The Washington Post
Deal struck with IAEA on nuclear-site cameras
Iran agreed Sunday to allow international inspectors to install new memory cards in surveillance cameras at its sensitive nuclear sites and to continue filming there, potentially averting a diplomatic showdown this week.
The announcement by Mohammad Eslami of the Atomic Energy Organization of Iran after a meeting with the director general of the International Atomic Energy Agency, Rafael Mariano Grossi, in Tehran still leaves the watchdog in the same position it has faced since February, however.
Tehran holds all recordings at its sites as negotiations over the United States and Iran returning to the 2015 nuclear deal remain stalled in Vienna. Meanwhile, Iran is enriching small amounts of uranium to its closest levels to weapons-grade purity as its stockpile continues to grow.

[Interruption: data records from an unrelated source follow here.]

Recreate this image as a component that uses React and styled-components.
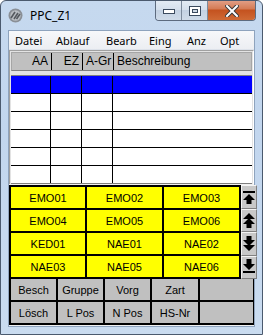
import React from 'react';
import styled, { createGlobalStyle } from 'styled-components';

const GlobalStyle = createGlobalStyle`
  html, body { margin: 0; padding: 0; background: #ffffff; }
  body { font-family: "Liberation Sans", Arial, sans-serif; }
`;

const menuItems = ['Datei', 'Ablauf', 'Bearb', 'Eing', 'Anz', 'Opt'];
const columns = [
  { label: 'AA', width: 40, align: 'right' },
  { label: 'EZ', width: 31, align: 'right' },
  { label: 'A-Gr', width: 31, align: 'right' },
  { label: 'Beschreibung', width: 142, align: 'left' },
];
const keys = [
  ['EMO01', 'EMO02', 'EMO03'],
  ['EMO04', 'EMO05', 'EMO06'],
  ['KED01', 'NAE01', 'NAE02'],
  ['NAE03', 'NAE05', 'NAE06'],
];
const actions = [
  ['Besch', 'Gruppe', 'Vorg', 'Zart', ''],
  ['Lösch', 'L Pos', 'N Pos', 'HS-Nr', ''],
];
const colTemplate = columns.map((c) => `${c.width}px`).join(' ');

export default function App() {
  return (
    <>
      <GlobalStyle />
      <Window>
        <TitleBar>
          <AppIcon />
          <Title>PPC_Z1</Title>
          <Caption>
            <CapBtn>
              <svg width="12" height="6" viewBox="0 0 12 6">
                <rect x="0.5" y="1.5" width="11" height="4" fill="#fff" stroke="#3b4a5e" />
              </svg>
            </CapBtn>
            <CapBtn>
              <svg width="12" height="10" viewBox="0 0 12 10">
                <rect x="0.5" y="0.5" width="11" height="9" fill="#fff" stroke="#3b4a5e" />
                <rect x="3.5" y="3.5" width="5" height="3" fill="#cfd8e3" stroke="#3b4a5e" />
              </svg>
            </CapBtn>
            <CloseBtn>
              <svg width="14" height="12" viewBox="0 0 14 12">
                <path d="M2 1 L12 11 M12 1 L2 11" stroke="#3a3a3a" strokeWidth="4" strokeLinecap="square" />
                <path d="M2 1 L12 11 M12 1 L2 11" stroke="#ffffff" strokeWidth="2" strokeLinecap="square" />
              </svg>
            </CloseBtn>
          </Caption>
        </TitleBar>

        <Client>
          <MenuBar>
            {menuItems.map((m) => (
              <MenuItem key={m}>{m}</MenuItem>
            ))}
          </MenuBar>

          <TablePanel>
            <HeaderRow>
              {columns.map((c) => (
                <HeadCell key={c.label} $align={c.align}>{c.label}</HeadCell>
              ))}
            </HeaderRow>
            <Grid>
              {[0, 1, 2, 3, 4, 5].map((r) => (
                <GridRow key={r} $selected={r === 0}>
                  {columns.map((c) => (
                    <GridCell key={c.label} />
                  ))}
                </GridRow>
              ))}
            </Grid>
            <HScroll />
          </TablePanel>

          <KeyArea>
            <KeyGrid>
              {keys.flat().map((k) => (
                <KeyBtn key={k}>{k}</KeyBtn>
              ))}
            </KeyGrid>
            <ScrollCol>
              <ScrollBtn><ArrowIcon kind="top" /></ScrollBtn>
              <ScrollBtn><ArrowIcon kind="pgup" /></ScrollBtn>
              <ScrollBtn><ArrowIcon kind="pgdn" /></ScrollBtn>
              <ScrollBtn><ArrowIcon kind="bottom" /></ScrollBtn>
            </ScrollCol>
          </KeyArea>

          <ActionGrid>
            {actions.flat().map((a, i) => (
              <ActionBtn key={i}>{a}</ActionBtn>
            ))}
          </ActionGrid>
        </Client>
      </Window>
    </>
  );
}

function AppIcon() {
  return (
    <svg width="15" height="15" viewBox="0 0 15 15" style={{ marginRight: 7 }}>
      <circle cx="7.5" cy="7.5" r="7" fill="#8a8f96" />
      <circle cx="7.5" cy="7.5" r="5.2" fill="#b9bdc2" />
      <path d="M3 10 L7 4 M6 11 L10 5 M8.5 11 L12 6" stroke="#55595f" strokeWidth="1.6" />
    </svg>
  );
}

function ArrowIcon({ kind }) {
  const paths = {
    top: 'M1 2 H13 V4 H1 Z M7 5 L13 11 H9.5 V15 H4.5 V11 H1 Z',
    pgup: 'M7 1 L13 7 H1 Z M7 6 L13 12 H9.5 V16 H4.5 V12 H1 Z',
    pgdn: 'M4.5 0 H9.5 V4 H13 L7 10 L1 4 H4.5 Z M1 9 H13 L7 15 Z',
    bottom: 'M4.5 0 H9.5 V5 H13 L7 11 L1 5 H4.5 Z M1 12 H13 V14 H1 Z',
  };
  return (
    <svg width="14" height="16" viewBox="0 0 14 16">
      <path d={paths[kind]} fill="#000" />
    </svg>
  );
}

const Window = styled.div`
  width: 263px;
  height: 335px;
  box-sizing: border-box;
  border: 1px solid #4b5a6e;
  border-radius: 6px 6px 0 0;
  background: linear-gradient(180deg, #c6d9ef 0%, #c2d6ee 40%, #cadcf0 100%);
  display: flex;
  flex-direction: column;
  overflow: hidden;
`;

const TitleBar = styled.div`
  height: 28px;
  display: flex;
  align-items: flex-start;
  padding-left: 7px;
  box-sizing: border-box;
  & > svg { margin-top: 7px; }
`;

const Title = styled.div`
  margin-top: 7px;
  font-family: "Noto Sans", "Open Sans", sans-serif;
  font-size: 12px;
  color: #000;
  line-height: 16px;
  flex: 1;
`;

const Caption = styled.div`
  display: flex;
  margin-right: 6px;
  margin-top: -1px;
  height: 20px;
  border: 1px solid #5d6b7f;
  border-top: none;
  border-radius: 0 0 4px 4px;
  overflow: hidden;
`;

const CapBtn = styled.div`
  width: 26px;
  display: flex;
  align-items: center;
  justify-content: center;
  padding-top: 2px;
  box-sizing: border-box;
  background: linear-gradient(180deg, #e4ecf5 0%, #d4dfec 50%, #c3d1e2 51%, #cfdbe9 100%);
  border-right: 1px solid #7c8a9c;
`;

const CloseBtn = styled(CapBtn)`
  width: 47px;
  border-right: none;
  background: linear-gradient(180deg, #e3a28a 0%, #d47a54 45%, #c4521f 50%, #cf6a35 100%);
`;

const Client = styled.div`
  flex: 1;
  margin: 1px 7px 7px 7px;
  border: 1px solid #8ea3bd;
  background: #f0f0f0;
  display: flex;
  flex-direction: column;
`;

const MenuBar = styled.div`
  height: 18px;
  display: grid;
  grid-template-columns: 41px 50px 43px 38px 33px 1fr;
  align-items: center;
  padding-left: 6px;
  background: linear-gradient(180deg, #f7f8fa 0%, #eceef2 100%);
  border-bottom: 1px solid #dde2ea;
`;

const MenuItem = styled.div`
  font-family: "Noto Sans", "Open Sans", sans-serif;
  font-size: 11px;
  color: #000;
  white-space: nowrap;
`;

const TablePanel = styled.div`
  height: 132px;
  background: #e3e3e3;
  border-top: 1px solid #a0a0a0;
  border-left: 1px solid #a0a0a0;
  border-right: 1px solid #ffffff;
  padding: 1px 1px 0 1px;
  display: flex;
  flex-direction: column;
`;

const HeaderRow = styled.div`
  display: grid;
  grid-template-columns: ${colTemplate};
  height: 18px;
  background: #c0c0c0;
  border: 1px solid #a6a6a6;
  border-bottom: 1px solid #808080;
`;

const HeadCell = styled.div`
  font-family: "Liberation Sans", Arial, sans-serif;
  font-size: 12px;
  line-height: 17px;
  color: #000;
  text-align: ${(p) => p.$align};
  padding: 0 3px;
  border-right: 1px solid #000;
  white-space: nowrap;
  overflow: hidden;
  &:last-child { border-right: none; }
`;

const Grid = styled.div`
  margin-top: 4px;
  display: flex;
  flex-direction: column;
  background: #fff;
  border-top: 1px solid #808080;
`;

const GridRow = styled.div`
  display: grid;
  grid-template-columns: ${colTemplate};
  height: 17px;
  border-bottom: 1px solid #000;
  background: ${(p) => (p.$selected ? '#0000ff' : '#ffffff')};
  &:last-child { border-bottom: none; }
`;

const GridCell = styled.div`
  border-right: 1px solid #000;
  &:last-child { border-right: none; }
`;

const HScroll = styled.div`
  height: 5px;
  background: #808080;
`;

const KeyArea = styled.div`
  display: flex;
  margin-top: 1px;
`;

const KeyGrid = styled.div`
  display: grid;
  grid-template-columns: 74px 75px 75px;
  grid-auto-rows: 21px;
  gap: 2px;
  background: #000;
  border: 2px solid #000;
  border-right: none;
  width: 228px;
`;

const KeyBtn = styled.div`
  background: #ffff00;
  display: flex;
  align-items: center;
  justify-content: center;
  font-family: "Liberation Sans", Arial, sans-serif;
  font-size: 11px;
  color: #000;
`;

const ScrollCol = styled.div`
  flex: 1;
  display: flex;
  flex-direction: column;
  background: #d4d4d4;
  border-left: 2px solid #000;
`;

const ScrollBtn = styled.div`
  flex: 1;
  display: flex;
  align-items: center;
  justify-content: center;
  background: #c8c8c8;
  border-top: 1px solid #f4f4f4;
  border-left: 1px solid #f4f4f4;
  border-right: 1px solid #808080;
  border-bottom: 1px solid #808080;
`;

const ActionGrid = styled.div`
  display: grid;
  grid-template-columns: 45px 45px 45px 46px 1fr;
  grid-auto-rows: 21px;
  gap: 2px;
  background: #000;
  border: 2px solid #000;
  border-top: none;
  border-right: 1px solid #000;
`;

const ActionBtn = styled.div`
  background: #c0c0c0;
  display: flex;
  align-items: center;
  justify-content: center;
  font-family: "Liberation Sans", Arial, sans-serif;
  font-size: 11px;
  color: #000;
`;
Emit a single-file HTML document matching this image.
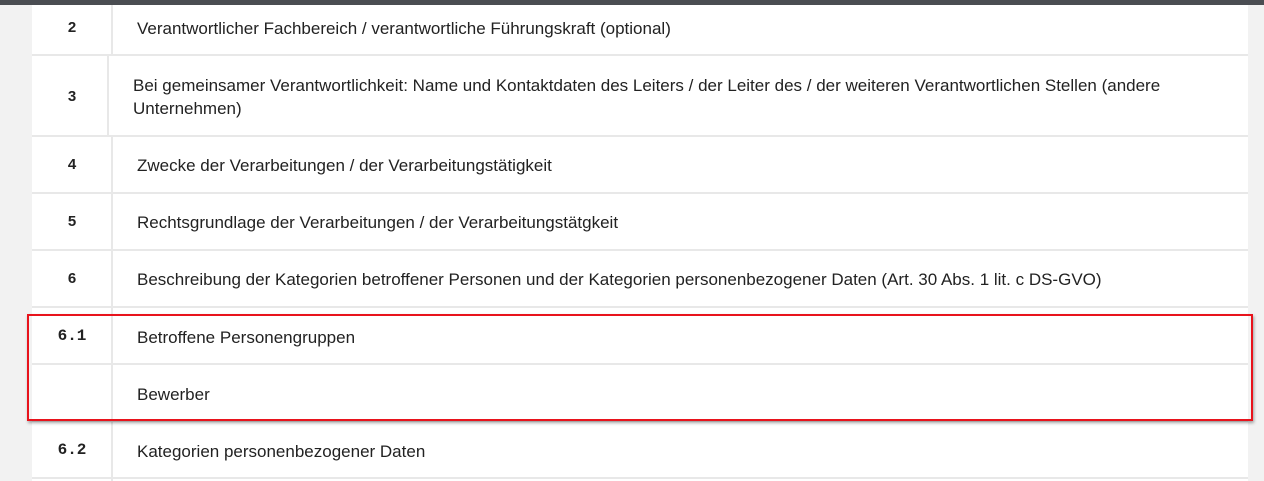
<!DOCTYPE html>
<html><head><meta charset="utf-8"><style>
body{margin:0;width:1264px;height:481px;background:#f2f2f2;position:relative;overflow:hidden;font-family:"Liberation Sans",sans-serif}
.top{position:absolute;left:0;top:0;width:1264px;height:5px;background:#4a4d52}
.tbl{position:absolute;left:32px;top:5px;width:1216px;height:476px;background:#fff}
.h{position:absolute;left:32px;width:1216px;height:2px;background:#e8e8e8}
.v{position:absolute;width:2px;background:#e8e8e8}
.n{position:absolute;left:32px;width:80px;text-align:center;font-weight:bold;font-size:15px;color:#222}
.m{font-family:"Liberation Mono",monospace;font-size:16px}
.t{position:absolute;left:137px;font-size:17px;color:#222;line-height:23px;width:1000px;white-space:nowrap}
.red{position:absolute;left:27px;top:314px;width:1222px;height:103px;border:2px solid #e8131c;box-shadow:1px 2px 3px rgba(0,0,0,.35)}
</style></head><body>
<div class="top"></div>
<div class="tbl"></div>
<div class="h" style="top:54px"></div>
<div class="h" style="top:135px"></div>
<div class="h" style="top:192px"></div>
<div class="h" style="top:249px"></div>
<div class="h" style="top:306px"></div>
<div class="h" style="top:363px"></div>
<div class="h" style="top:420px"></div>
<div class="h" style="top:477px"></div>
<div class="v" style="left:111px;top:5px;height:50px"></div>
<div class="v" style="left:107px;top:56px;height:80px"></div>
<div class="v" style="left:111px;top:137px;height:344px"></div>

<div class="n" style="top:19px">2</div>
<div class="t" style="top:17px">Verantwortlicher Fachbereich / verantwortliche Führungskraft (optional)</div>
<div class="n" style="top:88px">3</div>
<div class="t" style="left:133px;top:74px">Bei gemeinsamer Verantwortlichkeit: Name und Kontaktdaten des Leiters / der Leiter des / der weiteren Verantwortlichen Stellen (andere<br>Unternehmen)</div>
<div class="n" style="top:156px">4</div>
<div class="t" style="top:154px">Zwecke der Verarbeitungen / der Verarbeitungstätigkeit</div>
<div class="n" style="top:213px">5</div>
<div class="t" style="top:211px">Rechtsgrundlage der Verarbeitungen / der Verarbeitungstätgkeit</div>
<div class="n" style="top:270px">6</div>
<div class="t" style="top:268px">Beschreibung der Kategorien betroffener Personen und der Kategorien personenbezogener Daten (Art. 30 Abs. 1 lit. c DS-GVO)</div>
<div class="n m" style="top:327px">6.1</div>
<div class="t" style="top:326px">Betroffene Personengruppen</div>
<div class="t" style="top:383px">Bewerber</div>
<div class="n m" style="top:441px">6.2</div>
<div class="t" style="top:440px">Kategorien personenbezogener Daten</div>
<div class="red"></div>
</body></html>
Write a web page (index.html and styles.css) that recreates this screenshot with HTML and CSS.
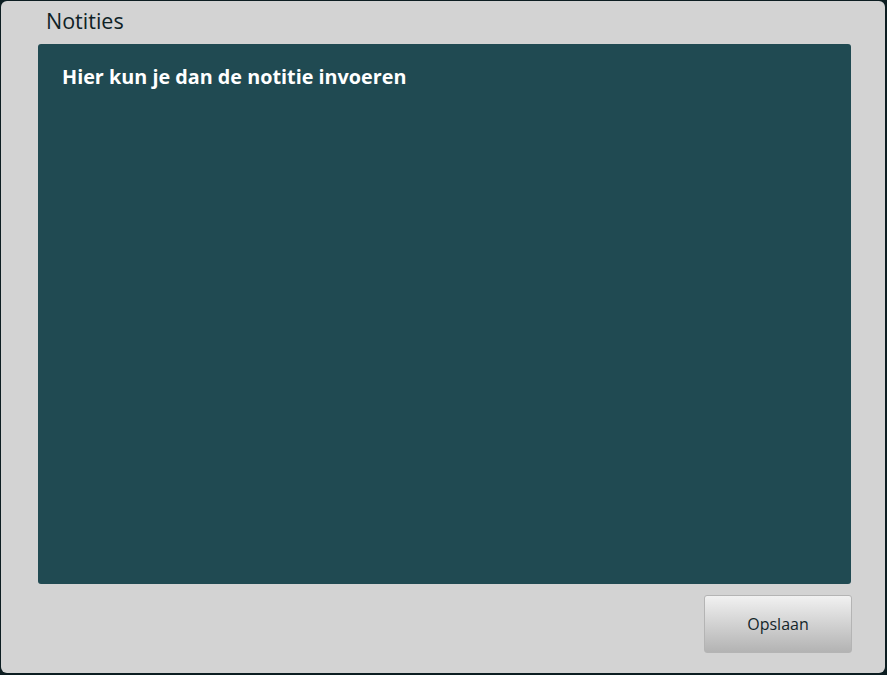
FILE: index.html
```html
<!DOCTYPE html>
<html>
<head>
<meta charset="utf-8">
<link rel="stylesheet" href="styles.css">
</head>
<body>
<div class="frame">
  <h1 class="title">Notities</h1>
  <div class="panel">
    <p class="placeholder">Hier kun je dan de notitie invoeren</p>
  </div>
  <div class="actions">
    <button class="btn">Opslaan</button>
  </div>
</div>
</body>
</html>
```
FILE: styles.css
```css
html, body {
  margin: 0;
  padding: 0;
  background: #0c1d21;
}
body {
  width: 887px;
  height: 675px;
  padding: 1px 2px 2px 1px;
  box-sizing: border-box;
}
.frame {
  height: 100%;
  background: #d3d3d3;
  border-radius: 6px;
  box-sizing: border-box;
  padding: 0 34px 0 37px;
  display: flex;
  flex-direction: column;
}
.title {
  margin: 0;
  padding: 7px 0 0 8px;
  height: 43px;
  box-sizing: border-box;
  font-family: "Open Sans", sans-serif;
  font-weight: 400;
  font-size: 21.5px;
  line-height: 26px;
  color: #0f2226;
}
.panel {
  height: 540px;
  background: #204a52;
  border-radius: 3px;
  padding: 19px 24px;
  box-sizing: border-box;
}
.placeholder {
  margin: 0;
  font-family: "Open Sans", sans-serif;
  font-weight: 700;
  font-size: 19.8px;
  line-height: 28px;
  color: #ffffff;
}
.actions {
  display: flex;
  justify-content: flex-end;
  padding-top: 11px;
  margin-right: -1px;
}
.btn {
  width: 148px;
  height: 58px;
  border: 1px solid #b4b4b4;
  border-radius: 3px;
  background: linear-gradient(#f1f1f1, #b3b3b3);
  font-family: "Open Sans", sans-serif;
  font-size: 16px;
  color: #14262a;
  padding: 0;
}
```
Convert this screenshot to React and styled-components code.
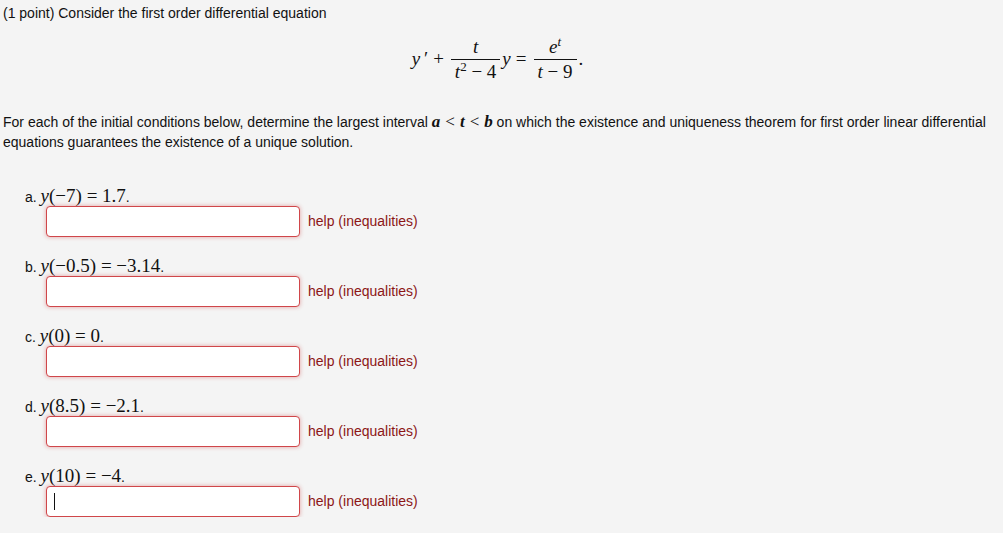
import React from 'react'
import styled, { createGlobalStyle } from 'styled-components'

const GlobalStyle = createGlobalStyle`
  body {
    margin: 0;
    background: #f4f4f4;
    font-family: "Liberation Sans", Arial, sans-serif;
    font-size: 14px;
    color: #111;
  }
`;

const MATH = '"Liberation Serif", "Times New Roman", serif';

const Page = styled.div`
  padding: 4px 3px 0 3px;
`;

const Heading = styled.div`
  line-height: 18px;
`;

const EquationRow = styled.div`
  display: flex;
  justify-content: center;
  align-items: center;
  height: 50px;
  margin-top: 12px;
  padding-right: 8px;
  font-family: ${MATH};
  font-size: 19px;
  line-height: 20px;
`;

const Var = styled.span`
  font-style: italic;
`;

const Op = styled.span`
  margin: 0 5px;
`;

const Frac = styled.span`
  display: inline-flex;
  flex-direction: column;
  align-items: stretch;
  margin: 0 2px;
  text-align: center;
`;

const Num = styled.span`
  display: block;
  padding: 0 4px 2px;
  border-bottom: 1px solid #111;
`;

const Den = styled.span`
  display: block;
  padding: 2px 4px 0;
`;

const Sup = styled.sup`
  font-size: 13px;
  vertical-align: 7px;
  line-height: 0;
`;

const Para = styled.p`
  margin: 28px 0 0 0;
  line-height: 20px;
`;

const InlineMath = styled.span`
  font-family: ${MATH};
  font-size: 17px;
  line-height: 1;
  font-weight: ${(p) => (p.$bold ? 'bold' : 'normal')};
  font-style: ${(p) => (p.$bold ? 'italic' : 'normal')};
  margin: ${(p) => (p.$rel ? '0 5px' : '0')};
`;

const List = styled.div`
  margin-top: 34px;
  display: flex;
  flex-direction: column;
  gap: 19px;
`;

const Item = styled.div`
  padding-left: 22px;
`;

const Label = styled.div`
  height: 20px;
  line-height: 20px;
  font-size: 14px;
  white-space: nowrap;
`;

const LabelMath = styled.span`
  font-family: ${MATH};
  font-size: 19px;
  line-height: 1;
`;

const AnswerRow = styled.div`
  display: flex;
  align-items: center;
  gap: 8px;
  padding-left: 21px;
`;

const Input = styled.input`
  box-sizing: border-box;
  width: 254px;
  height: 31px;
  border: 1px solid #d0464a;
  border-radius: 4px;
  background: #fff;
  box-shadow: 0 0 4px rgba(205, 60, 60, 0.45);
  outline: none;
  padding: 0 8px;
  font-size: 15px;
`;

const Field = styled.div`
  box-sizing: border-box;
  width: 254px;
  height: 31px;
  border: 1px solid #d0464a;
  border-radius: 4px;
  background: #fff;
  box-shadow: 0 0 4px rgba(205, 60, 60, 0.45);
  display: flex;
  align-items: center;
  padding-left: 7px;
`;

const Caret = styled.span`
  display: inline-block;
  width: 1px;
  height: 17px;
  background: #111;
`;

const Help = styled.a`
  color: #8c1616;
  text-decoration: none;
  font-size: 14px;
  margin-top: -2px;
`;

const items = [
  { key: 'a', arg: '−7', val: '1.7' },
  { key: 'b', arg: '−0.5', val: '−3.14' },
  { key: 'c', arg: '0', val: '0' },
  { key: 'd', arg: '8.5', val: '−2.1' },
  { key: 'e', arg: '10', val: '−4', focus: true },
];

function App() {
  return (
    <Page>
      <GlobalStyle />
      <Heading>(1 point) Consider the first order differential equation</Heading>
      <EquationRow>
        <Var>y</Var>&thinsp;′<Op>+</Op>
        <Frac>
          <Num><Var>t</Var></Num>
          <Den><Var>t</Var><Sup>2</Sup> − 4</Den>
        </Frac>
        <Var>y</Var><Op>=</Op>
        <Frac>
          <Num><Var>e</Var><Sup><Var>t</Var></Sup></Num>
          <Den><Var>t</Var> − 9</Den>
        </Frac>
        <span>.</span>
      </EquationRow>
      <Para>
        For each of the initial conditions below, determine the largest interval{' '}
        <InlineMath $bold>a</InlineMath><InlineMath $rel>&lt;</InlineMath><InlineMath $bold>t</InlineMath><InlineMath $rel>&lt;</InlineMath><InlineMath $bold>b</InlineMath>{' '}
        on which the existence and uniqueness theorem for first order linear differential equations guarantees the existence of a unique solution.
      </Para>
      <List>
        {items.map((it) => (
          <Item key={it.key}>
            <Label>
              {it.key}.{' '}
              <LabelMath>
                <Var>y</Var>({it.arg}) = {it.val}
              </LabelMath>
              .
            </Label>
            <AnswerRow>
              {it.focus ? (
                <Field><Caret /></Field>
              ) : (
                <Input type="text" />
              )}
              <Help href="#">help (inequalities)</Help>
            </AnswerRow>
          </Item>
        ))}
      </List>
    </Page>
  )
}

export default App;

Eslami described the negotiations with the IAEA as “sheerly technical.” He did not say whether Iran would hand over copies of the older recordings, which it had threatened to destroy.
The announcement could buy time for Iran ahead of an IAEA board meeting this week in which Western powers had been arguing for Tehran to be censured over its lack of cooperation with international inspectors.
The IAEA told member states last week that its verification and monitoring activities have been “seriously undermined” since February by Iran’s refusal to let inspectors access their monitoring equipment.
The IAEA said certain monitoring and surveillance equipment cannot be left for more than three months without being serviced. It was provided with access this month to four surveillance cameras installed at one site, but one of the cameras had been destroyed, and a second had been severely damaged.
Grossi said the broken and damaged cameras would be replaced, but he indicated that the technical agreement reached in Tehran was only a stopgap.